■ **WORK INSTRUCTIONS**:
In the entries that follow, count each line containing "React" and state the total, nothing more.

■ **GIVEN RECORDS**:
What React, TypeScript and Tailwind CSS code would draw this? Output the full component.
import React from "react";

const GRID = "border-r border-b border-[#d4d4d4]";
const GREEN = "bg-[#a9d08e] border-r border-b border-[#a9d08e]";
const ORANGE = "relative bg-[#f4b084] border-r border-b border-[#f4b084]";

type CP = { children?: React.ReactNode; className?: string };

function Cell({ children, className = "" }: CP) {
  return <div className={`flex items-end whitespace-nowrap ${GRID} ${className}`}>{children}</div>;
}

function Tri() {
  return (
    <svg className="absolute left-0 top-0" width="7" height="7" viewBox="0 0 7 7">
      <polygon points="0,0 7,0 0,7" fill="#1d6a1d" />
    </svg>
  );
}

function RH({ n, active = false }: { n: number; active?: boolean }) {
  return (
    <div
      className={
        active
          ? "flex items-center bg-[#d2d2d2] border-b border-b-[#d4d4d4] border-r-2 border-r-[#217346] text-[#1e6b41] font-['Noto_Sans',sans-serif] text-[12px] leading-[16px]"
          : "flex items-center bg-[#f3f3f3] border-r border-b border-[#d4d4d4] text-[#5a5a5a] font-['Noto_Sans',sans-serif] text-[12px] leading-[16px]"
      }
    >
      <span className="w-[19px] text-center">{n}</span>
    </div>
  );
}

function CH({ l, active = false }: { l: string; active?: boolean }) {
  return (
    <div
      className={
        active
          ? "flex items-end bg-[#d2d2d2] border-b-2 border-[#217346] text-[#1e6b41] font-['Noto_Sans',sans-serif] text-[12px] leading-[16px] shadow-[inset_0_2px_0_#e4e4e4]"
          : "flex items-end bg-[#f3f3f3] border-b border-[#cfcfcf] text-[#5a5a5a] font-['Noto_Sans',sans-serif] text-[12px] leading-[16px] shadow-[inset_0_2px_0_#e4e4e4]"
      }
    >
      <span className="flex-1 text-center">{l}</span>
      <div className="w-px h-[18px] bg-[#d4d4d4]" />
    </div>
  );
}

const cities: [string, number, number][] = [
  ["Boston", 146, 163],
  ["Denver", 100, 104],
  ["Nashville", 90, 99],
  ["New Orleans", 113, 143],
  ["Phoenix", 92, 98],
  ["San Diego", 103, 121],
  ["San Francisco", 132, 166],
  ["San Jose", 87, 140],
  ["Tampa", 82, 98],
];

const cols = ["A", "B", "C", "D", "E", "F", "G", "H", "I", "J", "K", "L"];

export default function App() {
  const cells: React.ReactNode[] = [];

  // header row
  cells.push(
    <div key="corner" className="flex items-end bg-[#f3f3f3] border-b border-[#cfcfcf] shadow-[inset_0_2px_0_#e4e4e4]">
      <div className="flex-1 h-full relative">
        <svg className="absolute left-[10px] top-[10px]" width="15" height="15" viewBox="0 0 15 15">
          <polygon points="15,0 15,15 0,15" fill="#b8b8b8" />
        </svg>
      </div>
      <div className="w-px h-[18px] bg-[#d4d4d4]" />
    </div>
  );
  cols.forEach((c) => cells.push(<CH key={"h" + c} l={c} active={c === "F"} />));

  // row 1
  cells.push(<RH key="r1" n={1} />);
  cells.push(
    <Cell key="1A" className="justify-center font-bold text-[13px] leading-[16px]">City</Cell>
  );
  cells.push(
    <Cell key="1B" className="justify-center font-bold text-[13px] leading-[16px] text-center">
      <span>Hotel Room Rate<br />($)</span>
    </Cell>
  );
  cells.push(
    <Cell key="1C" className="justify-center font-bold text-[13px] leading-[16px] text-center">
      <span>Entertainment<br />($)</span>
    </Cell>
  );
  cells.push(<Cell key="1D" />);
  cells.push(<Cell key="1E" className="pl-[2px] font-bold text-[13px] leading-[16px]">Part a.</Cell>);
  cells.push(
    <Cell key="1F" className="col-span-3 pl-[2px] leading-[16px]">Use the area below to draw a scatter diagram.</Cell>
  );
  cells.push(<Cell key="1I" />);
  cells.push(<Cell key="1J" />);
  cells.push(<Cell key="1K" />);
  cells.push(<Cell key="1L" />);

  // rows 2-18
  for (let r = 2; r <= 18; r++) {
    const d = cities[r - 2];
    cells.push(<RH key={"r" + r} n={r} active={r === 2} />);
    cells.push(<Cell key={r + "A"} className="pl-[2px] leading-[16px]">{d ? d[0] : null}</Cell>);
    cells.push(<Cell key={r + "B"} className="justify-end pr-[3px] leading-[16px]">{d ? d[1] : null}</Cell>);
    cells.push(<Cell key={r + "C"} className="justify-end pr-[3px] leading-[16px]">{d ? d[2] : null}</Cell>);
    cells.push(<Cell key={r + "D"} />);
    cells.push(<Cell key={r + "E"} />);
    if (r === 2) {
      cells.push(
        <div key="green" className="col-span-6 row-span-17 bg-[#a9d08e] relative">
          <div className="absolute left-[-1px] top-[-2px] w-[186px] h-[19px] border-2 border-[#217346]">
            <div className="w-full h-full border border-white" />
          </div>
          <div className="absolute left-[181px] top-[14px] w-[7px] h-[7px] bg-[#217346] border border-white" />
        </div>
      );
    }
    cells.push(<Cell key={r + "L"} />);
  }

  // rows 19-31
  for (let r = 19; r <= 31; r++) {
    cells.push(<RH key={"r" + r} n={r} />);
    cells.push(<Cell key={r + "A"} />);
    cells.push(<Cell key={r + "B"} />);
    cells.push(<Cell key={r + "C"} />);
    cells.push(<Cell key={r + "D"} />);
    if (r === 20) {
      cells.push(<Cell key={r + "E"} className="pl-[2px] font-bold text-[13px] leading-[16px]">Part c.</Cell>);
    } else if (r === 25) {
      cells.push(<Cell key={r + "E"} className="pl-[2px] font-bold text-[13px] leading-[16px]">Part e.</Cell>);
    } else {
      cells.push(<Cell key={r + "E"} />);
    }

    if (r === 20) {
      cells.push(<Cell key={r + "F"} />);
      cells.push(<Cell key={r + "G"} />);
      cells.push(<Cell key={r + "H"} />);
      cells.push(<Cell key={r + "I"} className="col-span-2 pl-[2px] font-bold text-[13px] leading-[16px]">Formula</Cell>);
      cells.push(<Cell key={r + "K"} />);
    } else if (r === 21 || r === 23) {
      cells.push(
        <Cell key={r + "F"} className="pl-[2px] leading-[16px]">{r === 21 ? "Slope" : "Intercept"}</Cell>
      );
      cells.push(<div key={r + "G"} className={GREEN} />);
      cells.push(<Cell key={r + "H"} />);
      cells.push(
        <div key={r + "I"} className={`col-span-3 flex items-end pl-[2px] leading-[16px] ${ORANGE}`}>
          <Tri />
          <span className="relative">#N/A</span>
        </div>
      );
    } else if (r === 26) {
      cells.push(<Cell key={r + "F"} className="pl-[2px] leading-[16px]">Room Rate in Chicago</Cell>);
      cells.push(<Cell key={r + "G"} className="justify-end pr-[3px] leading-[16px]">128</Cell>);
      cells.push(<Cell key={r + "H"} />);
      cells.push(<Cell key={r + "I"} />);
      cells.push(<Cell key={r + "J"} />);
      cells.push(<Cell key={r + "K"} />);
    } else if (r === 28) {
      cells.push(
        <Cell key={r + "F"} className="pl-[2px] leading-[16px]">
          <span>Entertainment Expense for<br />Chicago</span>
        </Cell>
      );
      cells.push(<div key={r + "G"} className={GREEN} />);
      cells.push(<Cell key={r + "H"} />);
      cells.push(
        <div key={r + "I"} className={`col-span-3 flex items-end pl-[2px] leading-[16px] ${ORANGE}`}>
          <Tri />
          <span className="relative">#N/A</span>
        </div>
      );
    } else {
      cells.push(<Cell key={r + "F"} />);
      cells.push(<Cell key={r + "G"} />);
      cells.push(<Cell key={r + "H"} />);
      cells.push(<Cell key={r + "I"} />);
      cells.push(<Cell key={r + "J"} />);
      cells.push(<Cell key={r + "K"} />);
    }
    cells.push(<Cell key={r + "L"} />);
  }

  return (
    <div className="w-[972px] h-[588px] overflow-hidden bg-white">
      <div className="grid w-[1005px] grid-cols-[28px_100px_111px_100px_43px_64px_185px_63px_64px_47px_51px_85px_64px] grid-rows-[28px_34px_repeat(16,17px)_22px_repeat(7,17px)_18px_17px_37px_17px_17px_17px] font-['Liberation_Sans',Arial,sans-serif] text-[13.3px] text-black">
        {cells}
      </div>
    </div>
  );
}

--

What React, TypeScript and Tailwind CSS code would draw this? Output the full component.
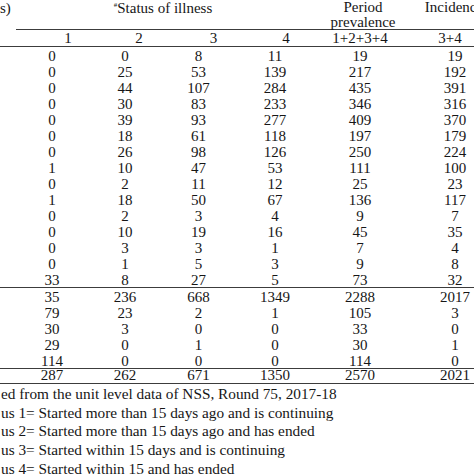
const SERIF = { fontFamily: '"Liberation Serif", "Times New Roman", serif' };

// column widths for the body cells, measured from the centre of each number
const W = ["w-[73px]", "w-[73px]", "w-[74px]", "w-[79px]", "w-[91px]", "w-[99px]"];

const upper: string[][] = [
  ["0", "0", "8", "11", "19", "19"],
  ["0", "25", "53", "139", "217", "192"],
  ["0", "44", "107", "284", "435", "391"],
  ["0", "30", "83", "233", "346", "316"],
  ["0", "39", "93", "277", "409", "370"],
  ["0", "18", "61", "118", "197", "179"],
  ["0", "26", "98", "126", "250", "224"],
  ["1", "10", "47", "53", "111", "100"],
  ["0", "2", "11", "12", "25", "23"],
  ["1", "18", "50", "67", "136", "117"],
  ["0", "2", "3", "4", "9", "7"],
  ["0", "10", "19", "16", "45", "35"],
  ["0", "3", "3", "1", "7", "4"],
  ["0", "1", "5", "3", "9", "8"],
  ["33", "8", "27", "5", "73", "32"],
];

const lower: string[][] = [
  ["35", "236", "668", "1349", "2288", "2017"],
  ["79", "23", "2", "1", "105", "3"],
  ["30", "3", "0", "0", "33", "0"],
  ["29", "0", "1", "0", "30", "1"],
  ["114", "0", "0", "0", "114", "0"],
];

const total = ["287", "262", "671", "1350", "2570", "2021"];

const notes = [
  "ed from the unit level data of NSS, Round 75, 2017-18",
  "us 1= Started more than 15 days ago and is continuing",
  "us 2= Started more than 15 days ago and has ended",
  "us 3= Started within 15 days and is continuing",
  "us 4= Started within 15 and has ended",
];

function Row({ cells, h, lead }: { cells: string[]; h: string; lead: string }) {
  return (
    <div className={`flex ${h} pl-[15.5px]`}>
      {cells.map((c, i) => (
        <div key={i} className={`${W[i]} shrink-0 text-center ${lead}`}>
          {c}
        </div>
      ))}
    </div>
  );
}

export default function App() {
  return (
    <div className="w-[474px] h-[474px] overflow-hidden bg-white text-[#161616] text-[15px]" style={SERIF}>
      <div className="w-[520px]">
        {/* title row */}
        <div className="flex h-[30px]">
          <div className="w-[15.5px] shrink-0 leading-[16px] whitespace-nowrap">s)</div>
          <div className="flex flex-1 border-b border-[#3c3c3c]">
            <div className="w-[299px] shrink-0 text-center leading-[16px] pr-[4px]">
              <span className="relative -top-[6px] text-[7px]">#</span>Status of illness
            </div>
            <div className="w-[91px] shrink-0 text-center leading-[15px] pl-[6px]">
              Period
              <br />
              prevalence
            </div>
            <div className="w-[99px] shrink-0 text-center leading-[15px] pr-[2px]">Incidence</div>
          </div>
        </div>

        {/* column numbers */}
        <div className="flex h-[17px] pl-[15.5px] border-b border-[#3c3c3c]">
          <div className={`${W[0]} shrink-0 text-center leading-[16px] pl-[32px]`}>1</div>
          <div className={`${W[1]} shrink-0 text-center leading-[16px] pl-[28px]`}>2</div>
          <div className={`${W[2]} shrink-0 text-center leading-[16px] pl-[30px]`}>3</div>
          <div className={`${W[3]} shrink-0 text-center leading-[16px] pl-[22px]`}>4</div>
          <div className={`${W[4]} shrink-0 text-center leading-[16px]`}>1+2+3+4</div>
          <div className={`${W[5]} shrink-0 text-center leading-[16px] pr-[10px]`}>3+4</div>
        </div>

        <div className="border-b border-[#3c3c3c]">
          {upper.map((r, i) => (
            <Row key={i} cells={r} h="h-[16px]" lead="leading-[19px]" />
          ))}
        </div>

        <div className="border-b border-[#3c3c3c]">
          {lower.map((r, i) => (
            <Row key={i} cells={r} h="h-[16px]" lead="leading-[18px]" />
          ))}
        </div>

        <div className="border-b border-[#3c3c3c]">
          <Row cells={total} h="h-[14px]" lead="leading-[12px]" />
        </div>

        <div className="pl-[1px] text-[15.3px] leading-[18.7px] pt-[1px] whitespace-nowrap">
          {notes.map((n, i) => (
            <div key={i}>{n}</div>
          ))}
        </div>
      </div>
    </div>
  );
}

■ **EXERCISE ANSWER**:
5